In your copy, leave out the pictures; write out all the data exactly.

***** DATASET CONTENT

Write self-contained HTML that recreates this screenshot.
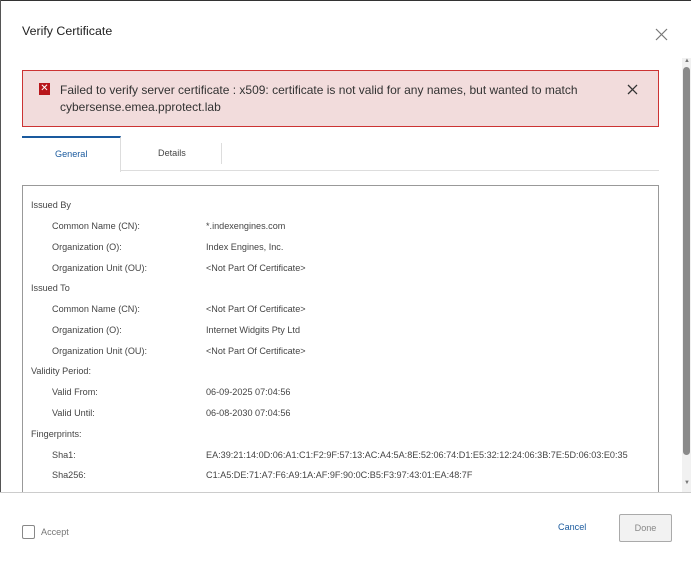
<!DOCTYPE html><html><head><style>
body{margin:0;width:691px;height:569px;overflow:hidden;background:#fff;font-family:"Liberation Sans",sans-serif;position:relative}
.a{position:absolute}
.t{font-size:9.1px;color:#444;white-space:nowrap}
</style></head><body>
<div class="a" style="left:0;top:0;width:691px;height:1px;background:#333"></div>
<div class="a" style="left:0;top:0;width:1px;height:569px;background:#555"></div>
<div class="a" style="left:22px;top:24px;font-size:12.4px;color:#222">Verify Certificate</div>
<svg class="a" style="left:655px;top:28px" width="13" height="13"><path d="M1 1L12 12M12 1L1 12" stroke="#777" stroke-width="1.2"/></svg>
<div class="a" style="left:682px;top:58px;width:9px;height:434px;background:#f1f1f1"></div>
<div class="a" style="left:683px;top:67px;width:7px;height:388px;background:#8a8a8a;border-radius:4px"></div>
<div class="a" style="left:684px;top:58px;font-size:6px;color:#777">▲</div>
<div class="a" style="left:684px;top:480px;font-size:6px;color:#777">▼</div>
<div class="a" style="left:22px;top:70px;width:635px;height:55px;background:#f2dcdc;border:1px solid #c33"></div>
<div class="a" style="left:39px;top:83px;width:11px;height:12px;background:#b8161b;color:#fff;font-size:10px;text-align:center;line-height:12px">✕</div>
<div class="a" style="left:60px;top:82px;font-size:12px;color:#333;line-height:17px">Failed to verify server certificate : x509: certificate is not valid for any names, but wanted to match<br>cybersense.emea.pprotect.lab</div>
<svg class="a" style="left:627px;top:84px" width="11" height="11"><path d="M1 1L10 10M10 1L1 10" stroke="#333" stroke-width="1.3"/></svg>
<div class="a" style="left:22px;top:170px;width:637px;height:1px;background:#ddd"></div>
<div class="a" style="left:22px;top:136px;width:98px;height:34px;border-top:2px solid #1a5a9e;border-right:1px solid #ddd;background:#fff"></div>
<div class="a" style="left:55px;top:149px;font-size:9.1px;color:#1a5a9e">General</div>
<div class="a" style="left:158px;top:148px;font-size:9.1px;color:#444">Details</div>
<div class="a" style="left:221px;top:143px;width:1px;height:21px;background:#ddd"></div>
<div class="a" style="left:22px;top:185px;width:635px;height:320px;border:1px solid #999;border-bottom:none"></div>
<div class="a t" style="left:31px;top:200px">Issued By</div>
<div class="a t" style="left:52px;top:221px">Common Name (CN):</div><div class="a t" style="left:206px;top:221px">*.indexengines.com</div>
<div class="a t" style="left:52px;top:242px">Organization (O):</div><div class="a t" style="left:206px;top:242px">Index Engines, Inc.</div>
<div class="a t" style="left:52px;top:263px">Organization Unit (OU):</div><div class="a t" style="left:206px;top:263px">&lt;Not Part Of Certificate&gt;</div>
<div class="a t" style="left:31px;top:283px">Issued To</div>
<div class="a t" style="left:52px;top:304px">Common Name (CN):</div><div class="a t" style="left:206px;top:304px">&lt;Not Part Of Certificate&gt;</div>
<div class="a t" style="left:52px;top:325px">Organization (O):</div><div class="a t" style="left:206px;top:325px">Internet Widgits Pty Ltd</div>
<div class="a t" style="left:52px;top:346px">Organization Unit (OU):</div><div class="a t" style="left:206px;top:346px">&lt;Not Part Of Certificate&gt;</div>
<div class="a t" style="left:31px;top:366px">Validity Period:</div>
<div class="a t" style="left:52px;top:387px">Valid From:</div><div class="a t" style="left:206px;top:387px">06-09-2025 07:04:56</div>
<div class="a t" style="left:52px;top:408px">Valid Until:</div><div class="a t" style="left:206px;top:408px">06-08-2030 07:04:56</div>
<div class="a t" style="left:31px;top:429px">Fingerprints:</div>
<div class="a t" style="left:52px;top:450px">Sha1:</div><div class="a t" style="left:206px;top:450px">EA:39:21:14:0D:06:A1:C1:F2:9F:57:13:AC:A4:5A:8E:52:06:74:D1:E5:32:12:24:06:3B:7E:5D:06:03:E0:35</div>
<div class="a t" style="left:52px;top:470px">Sha256:</div><div class="a t" style="left:206px;top:470px">C1:A5:DE:71:A7:F6:A9:1A:AF:9F:90:0C:B5:F3:97:43:01:EA:48:7F</div>
<div class="a" style="left:0;top:492px;width:691px;height:77px;background:#fff;border-top:1px solid #ccc"></div>
<div class="a" style="left:22px;top:525px;width:11px;height:12px;border:1px solid #888;border-radius:2px"></div>
<div class="a" style="left:41px;top:527px;font-size:9.1px;color:#777">Accept</div>
<div class="a" style="left:558px;top:522px;font-size:9.1px;color:#1a5a9e">Cancel</div>
<div class="a" style="left:619px;top:514px;width:51px;height:26px;border:1px solid #aaa;border-radius:2px;background:#f2f2f2;font-size:9.1px;color:#888;text-align:center;line-height:26px">Done</div>
</body></html>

**********

_CORRECT OUTPUT_
Write self-contained HTML that recreates this screenshot.
<!DOCTYPE html><html><head><style>
body{margin:0;width:691px;height:569px;overflow:hidden;background:#fff;font-family:"Liberation Sans",sans-serif;position:relative}
.a{position:absolute}
.t{font-size:9.1px;color:#444;white-space:nowrap}
</style></head><body>
<div class="a" style="left:0;top:0;width:691px;height:1px;background:#333"></div>
<div class="a" style="left:0;top:0;width:1px;height:569px;background:#555"></div>
<div class="a" style="left:22px;top:24px;font-size:12.4px;color:#222">Verify Certificate</div>
<svg class="a" style="left:655px;top:28px" width="13" height="13"><path d="M1 1L12 12M12 1L1 12" stroke="#777" stroke-width="1.2"/></svg>
<div class="a" style="left:682px;top:58px;width:9px;height:434px;background:#f1f1f1"></div>
<div class="a" style="left:683px;top:67px;width:7px;height:388px;background:#8a8a8a;border-radius:4px"></div>
<div class="a" style="left:684px;top:58px;font-size:6px;color:#777">▲</div>
<div class="a" style="left:684px;top:480px;font-size:6px;color:#777">▼</div>
<div class="a" style="left:22px;top:70px;width:635px;height:55px;background:#f2dcdc;border:1px solid #c33"></div>
<div class="a" style="left:39px;top:83px;width:11px;height:12px;background:#b8161b;color:#fff;font-size:10px;text-align:center;line-height:12px">✕</div>
<div class="a" style="left:60px;top:82px;font-size:12px;color:#333;line-height:17px">Failed to verify server certificate : x509: certificate is not valid for any names, but wanted to match<br>cybersense.emea.pprotect.lab</div>
<svg class="a" style="left:627px;top:84px" width="11" height="11"><path d="M1 1L10 10M10 1L1 10" stroke="#333" stroke-width="1.3"/></svg>
<div class="a" style="left:22px;top:170px;width:637px;height:1px;background:#ddd"></div>
<div class="a" style="left:22px;top:136px;width:98px;height:34px;border-top:2px solid #1a5a9e;border-right:1px solid #ddd;background:#fff"></div>
<div class="a" style="left:55px;top:149px;font-size:9.1px;color:#1a5a9e">General</div>
<div class="a" style="left:158px;top:148px;font-size:9.1px;color:#444">Details</div>
<div class="a" style="left:221px;top:143px;width:1px;height:21px;background:#ddd"></div>
<div class="a" style="left:22px;top:185px;width:635px;height:320px;border:1px solid #999;border-bottom:none"></div>
<div class="a t" style="left:31px;top:200px">Issued By</div>
<div class="a t" style="left:52px;top:221px">Common Name (CN):</div><div class="a t" style="left:206px;top:221px">*.indexengines.com</div>
<div class="a t" style="left:52px;top:242px">Organization (O):</div><div class="a t" style="left:206px;top:242px">Index Engines, Inc.</div>
<div class="a t" style="left:52px;top:263px">Organization Unit (OU):</div><div class="a t" style="left:206px;top:263px">&lt;Not Part Of Certificate&gt;</div>
<div class="a t" style="left:31px;top:283px">Issued To</div>
<div class="a t" style="left:52px;top:304px">Common Name (CN):</div><div class="a t" style="left:206px;top:304px">&lt;Not Part Of Certificate&gt;</div>
<div class="a t" style="left:52px;top:325px">Organization (O):</div><div class="a t" style="left:206px;top:325px">Internet Widgits Pty Ltd</div>
<div class="a t" style="left:52px;top:346px">Organization Unit (OU):</div><div class="a t" style="left:206px;top:346px">&lt;Not Part Of Certificate&gt;</div>
<div class="a t" style="left:31px;top:366px">Validity Period:</div>
<div class="a t" style="left:52px;top:387px">Valid From:</div><div class="a t" style="left:206px;top:387px">06-09-2025 07:04:56</div>
<div class="a t" style="left:52px;top:408px">Valid Until:</div><div class="a t" style="left:206px;top:408px">06-08-2030 07:04:56</div>
<div class="a t" style="left:31px;top:429px">Fingerprints:</div>
<div class="a t" style="left:52px;top:450px">Sha1:</div><div class="a t" style="left:206px;top:450px">EA:39:21:14:0D:06:A1:C1:F2:9F:57:13:AC:A4:5A:8E:52:06:74:D1:E5:32:12:24:06:3B:7E:5D:06:03:E0:35</div>
<div class="a t" style="left:52px;top:470px">Sha256:</div><div class="a t" style="left:206px;top:470px">C1:A5:DE:71:A7:F6:A9:1A:AF:9F:90:0C:B5:F3:97:43:01:EA:48:7F</div>
<div class="a" style="left:0;top:492px;width:691px;height:77px;background:#fff;border-top:1px solid #ccc"></div>
<div class="a" style="left:22px;top:525px;width:11px;height:12px;border:1px solid #888;border-radius:2px"></div>
<div class="a" style="left:41px;top:527px;font-size:9.1px;color:#777">Accept</div>
<div class="a" style="left:558px;top:522px;font-size:9.1px;color:#1a5a9e">Cancel</div>
<div class="a" style="left:619px;top:514px;width:51px;height:26px;border:1px solid #aaa;border-radius:2px;background:#f2f2f2;font-size:9.1px;color:#888;text-align:center;line-height:26px">Done</div>
</body></html>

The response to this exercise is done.